Over 200 people were there – a fitting tribute to a man who was immensely popular among his fellow correction officers (CO's). Vinny's humor was in full flower: "I'm 300 pounds but tonight I feel like I'm floating," I heard him say as I walked in. I was a bit on edge—not everybody in New York corrections loves me. The second person Vinny introduced me to, as it happened, was the guy at Eastern Correctional Facility who tears the seven pages out of Newjack when a prisoner receives a copy in the mail … my censor! But the man seemed perfectly nice and after all, it's not his idea.

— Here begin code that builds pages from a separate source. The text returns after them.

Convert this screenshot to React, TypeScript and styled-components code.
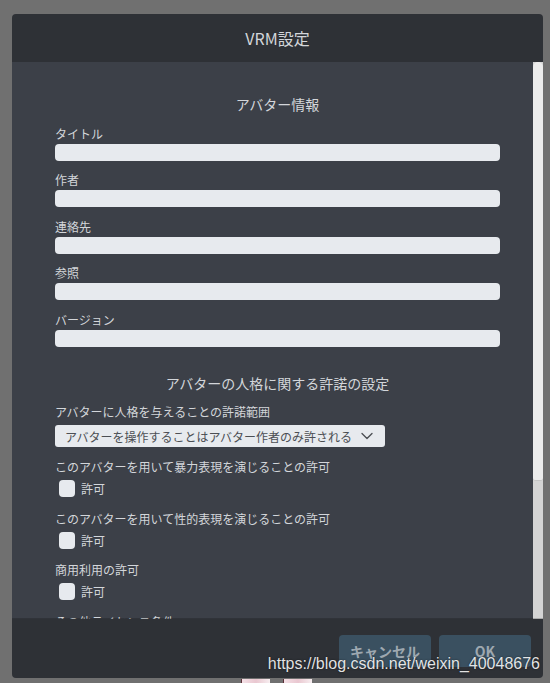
import * as React from 'react';
import styled, { createGlobalStyle } from 'styled-components';
import { ChevronDown } from 'lucide-react';

const colors = {
    page: '#707070',
    header: '#2e3136',
    body: '#3c4048',
    text: '#d3d6da',
    field: '#e7eaee',
    fieldText: '#4c4f54',
    button: '#3a5060',
    buttonText: '#9ea8b0',
    thumb: '#ececec',
    track: '#d4d4d4',
};

const font = `"Noto Sans CJK JP", "Noto Sans", sans-serif`;

const GlobalStyle = createGlobalStyle`
    html, body {
        margin: 0;
        padding: 0;
        background: ${colors.page};
        height: 683px;
        overflow: hidden;
    }
    * { box-sizing: border-box; }
`;

const Page = styled.div`
    position: relative;
    width: 550px;
    height: 683px;
    padding: 14px 0 0 12px;
    font-family: ${font};
`;

const Dialog = styled.section`
    display: flex;
    flex-direction: column;
    width: 531px;
    height: 664px;
    border-radius: 4px;
    overflow: hidden;
    background: ${colors.header};
`;

const Header = styled.header`
    display: flex;
    align-items: center;
    justify-content: center;
    height: 48px;
    flex-shrink: 0;
    color: ${colors.text};
    font-size: 16px;
    box-shadow: 0 1px 0 rgba(0, 0, 0, 0.25);
`;

const BodyRow = styled.div`
    display: flex;
    height: 557px;
    flex-shrink: 0;
`;

const Scroll = styled.div`
    flex: 1;
    overflow: hidden;
    background: ${colors.body};
    padding: 32px 33px 0 43px;
`;

const Scrollbar = styled.div`
    display: flex;
    flex-direction: column;
    width: 10px;
    background: ${colors.track};
`;

const Thumb = styled.div`
    height: 419px;
    background: ${colors.thumb};
    border-radius: 5px 5px 3px 3px;
    border-bottom: 1px solid #c4c4c4;
`;

const SectionTitle = styled.h2<{ top?: number }>`
    margin: ${props => props.top || 0}px 0 11.5px;
    line-height: 20px;
    font-size: 14px;
    font-weight: 400;
    text-align: center;
    color: ${colors.text};
`;

const Group = styled.div<{ after?: number }>`
    display: flex;
    flex-direction: column;
    align-items: flex-start;
    margin-bottom: ${props => (props.after === undefined ? 11.5 : props.after)}px;
`;

const Label = styled.label`
    line-height: 16px;
    font-size: 12px;
    color: ${colors.text};
    white-space: nowrap;
`;

const TextInput = styled.input`
    width: 100%;
    height: 17px;
    margin-top: 2px;
    border: none;
    border-radius: 4px;
    background: ${colors.field};
    outline: none;
`;

const Select = styled.div`
    display: flex;
    align-items: center;
    gap: 5px;
    width: 330px;
    height: 22px;
    margin-top: 5px;
    padding: 0 7px 0 10px;
    border-radius: 3px;
    background: ${colors.field};
    color: ${colors.fieldText};
    font-size: 12px;
    white-space: nowrap;

    svg {
        flex-shrink: 0;
    }
`;

const CheckRow = styled.div`
    display: flex;
    align-items: center;
    gap: 6px;
    height: 17px;
    margin-top: 5px;
    padding-left: 4px;
    font-size: 12px;
    color: ${colors.text};
`;

const Box = styled.span`
    width: 16px;
    height: 17px;
    border-radius: 4px;
    background: ${colors.field};
`;

const Footer = styled.footer`
    display: flex;
    justify-content: flex-end;
    gap: 8px;
    height: 58px;
    padding: 16px 12px 0 0;
    box-shadow: 0 -1px 0 rgba(0, 0, 0, 0.2);
`;

const Button = styled.button`
    width: 92px;
    height: 32px;
    border: none;
    border-radius: 4px;
    background: ${colors.button};
    color: ${colors.buttonText};
    font-family: ${font};
    font-size: 14px;
    font-weight: 700;
`;

const Watermark = styled.div`
    position: absolute;
    right: 10px;
    top: 654px;
    font-family: "Liberation Sans", Arial, sans-serif;
    font-size: 16px;
    line-height: 20px;
    color: rgba(255, 255, 255, 0.88);
    text-shadow: 0 0 2px rgba(0, 0, 0, 0.6);
`;

const Thumbs = styled.div`
    display: flex;
    gap: 13px;
    margin: 1px 0 0 229px;
`;

const Pic = styled.div`
    width: 29px;
    height: 8px;
    background: linear-gradient(90deg, #f4e0e6, #e9c7d0, #f7eef0);
    border-left: 1px solid #5a3038;
`;

const fields = ['タイトル', '作者', '連絡先', '参照', 'バージョン'];

const checks: Array<[string, number]> = [
    ['このアバターを用いて暴力表現を演じることの許可', 14],
    ['このアバターを用いて性的表現を演じることの許可', 13],
    ['商用利用の許可', 14],
];

const App: React.FC = () => {
    return (
        <Page>
            <GlobalStyle />
            <Dialog>
                <Header>VRM設定</Header>
                <BodyRow>
                    <Scroll>
                        <SectionTitle>アバター情報</SectionTitle>
                        {fields.map((f, i) => (
                            <Group key={f} after={i === fields.length - 1 ? 0 : 11.5}>
                                <Label>{f}</Label>
                                <TextInput />
                            </Group>
                        ))}
                        <SectionTitle top={26}>アバターの人格に関する許諾の設定</SectionTitle>
                        <Group after={12}>
                            <Label>アバターに人格を与えることの許諾範囲</Label>
                            <Select>
                                アバターを操作することはアバター作者のみ許される
                                <ChevronDown size={20} strokeWidth={1.6} />
                            </Select>
                        </Group>
                        {checks.map(([text, after]) => (
                            <Group key={text} after={after}>
                                <Label>{text}</Label>
                                <CheckRow>
                                    <Box />
                                    許可
                                </CheckRow>
                            </Group>
                        ))}
                        <Group>
                            <Label>その他ライセンス条件</Label>
                            <TextInput />
                        </Group>
                    </Scroll>
                    <Scrollbar>
                        <Thumb />
                    </Scrollbar>
                </BodyRow>
                <Footer>
                    <Button>キャンセル</Button>
                    <Button>OK</Button>
                </Footer>
            </Dialog>
            <Thumbs>
                <Pic />
                <Pic />
            </Thumbs>
            <Watermark>https://blog.csdn.net/weixin_40048676</Watermark>
        </Page>
    );
};

export default App;
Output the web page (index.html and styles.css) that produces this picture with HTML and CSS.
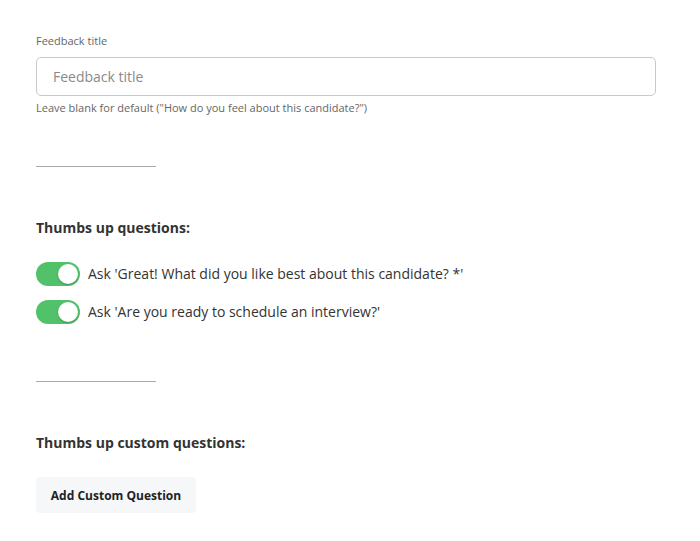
FILE: index.html
```html
<!DOCTYPE html>
<html>
<head>
<meta charset="utf-8">
<link rel="stylesheet" href="styles.css">
</head>
<body>
<div class="page">
  <div class="field">
    <label class="label">Feedback title</label>
    <input class="input" type="text" placeholder="Feedback title">
    <div class="help">Leave blank for default ("How do you feel about this candidate?")</div>
  </div>
  <hr class="divider">
  <h3 class="section-title">Thumbs up questions:</h3>
  <div class="toggle-list">
    <div class="toggle-row">
      <span class="toggle"><span class="knob"></span></span>
      <span class="toggle-text">Ask 'Great! What did you like best about this candidate? *'</span>
    </div>
    <div class="toggle-row">
      <span class="toggle"><span class="knob"></span></span>
      <span class="toggle-text">Ask 'Are you ready to schedule an interview?'</span>
    </div>
  </div>
  <hr class="divider divider-2">
  <h3 class="section-title section-title-2">Thumbs up custom questions:</h3>
  <button class="btn">Add Custom Question</button>
</div>
</body>
</html>
```

FILE: styles.css
```css
html, body {
  margin: 0;
  padding: 0;
  background: #fff;
}
body {
  font-family: "Open Sans", "Liberation Sans", sans-serif;
  color: #333;
}
.page {
  padding: 33px 44px 0 36px;
}
.field {
  display: flex;
  flex-direction: column;
}
.label {
  font-size: 11px;
  line-height: 15px;
  color: #666;
  font-weight: 400;
  margin-bottom: 9px;
}
.input {
  box-sizing: border-box;
  height: 39px;
  width: 100%;
  border: 1px solid #c8c8c8;
  border-radius: 5px;
  padding: 0 16px;
  font-family: inherit;
  font-size: 14px;
  color: #333;
  outline: none;
}
.input::placeholder {
  color: #8a8a8a;
}
.help {
  margin-top: 4px;
  font-size: 11px;
  line-height: 15px;
  color: #666;
}
.divider {
  width: 120px;
  margin: 51px 0 0 0;
  border: 0;
  border-top: 1px solid #aaa;
  height: 0;
}
.divider-2 {
  margin-top: 57px;
}
.section-title {
  margin: 51px 0 0 0;
  font-size: 14px;
  line-height: 20px;
  font-weight: 700;
  color: #333;
}
.section-title-2 {
  margin-top: 51px;
}
.toggle-list {
  margin-top: 24px;
  display: flex;
  flex-direction: column;
  gap: 14px;
}
.toggle-row {
  display: flex;
  align-items: center;
  gap: 8px;
}
.toggle {
  position: relative;
  display: inline-block;
  width: 44px;
  height: 24px;
  border-radius: 12px;
  background: #52c26a;
  flex: none;
}
.knob {
  position: absolute;
  top: 2px;
  right: 2px;
  width: 20px;
  height: 20px;
  border-radius: 50%;
  background: #fff;
  box-shadow: 0 1px 2px rgba(0,0,0,0.25);
}
.toggle-text {
  font-size: 14px;
  line-height: 20px;
  color: #333;
}
.btn {
  margin-top: 24px;
  width: 160px;
  height: 36px;
  border: 0;
  border-radius: 4px;
  background: #f6f7f9;
  font-family: inherit;
  font-size: 12px;
  font-weight: 700;
  color: #222;
  padding: 0;
}
```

Vinny and his wife, Val, sat me next to Dave Miller, a respected former superintendent of Eastern who, it turns out, had a dog-eared copy of Newjack in his pocket. He teaches it in his course at the local community college, he explained. That made me feel better when the current superintendent, digressing from his roast of Vinny, mentioned that my book had upset a lot of people—a lot of people, he repeated, making me suspect that he was possibly one of them. Soon after came the first of several friendly, joking offers by various people to escort me to my car at evening's end. These were, to me, approximately 75% reassuring and 25% nervous-making, the latter percentage correlated to the alcohol being consumed and the darkness that lurks in the hearts of even the nicest people and yes, to my own paranoia.
The Legend (left) Has Retired
Fortunately, my presence was gradually forgotten as the night progressed—as it should have been, because it was Vinny's moment in the sun. Friends remembered hijinks and capers galore, one of my favorites being the wager he placed with a newjack working South Hall at Eastern. "I bet you lunch that I can make all the inmates flush their toilets at the same time," Vinny was heard to tell the rookie. "You're on," said the man. Vinny then stepped out on the flats where all the prisoners could hear him:
Could I please have everyone's attention? I need everybody to help me by not flushing their toilets for the next couple minutes. We've got a sewage problem and it's all backing up into the CO's office.
They said the roar of flushing toilets was deafening.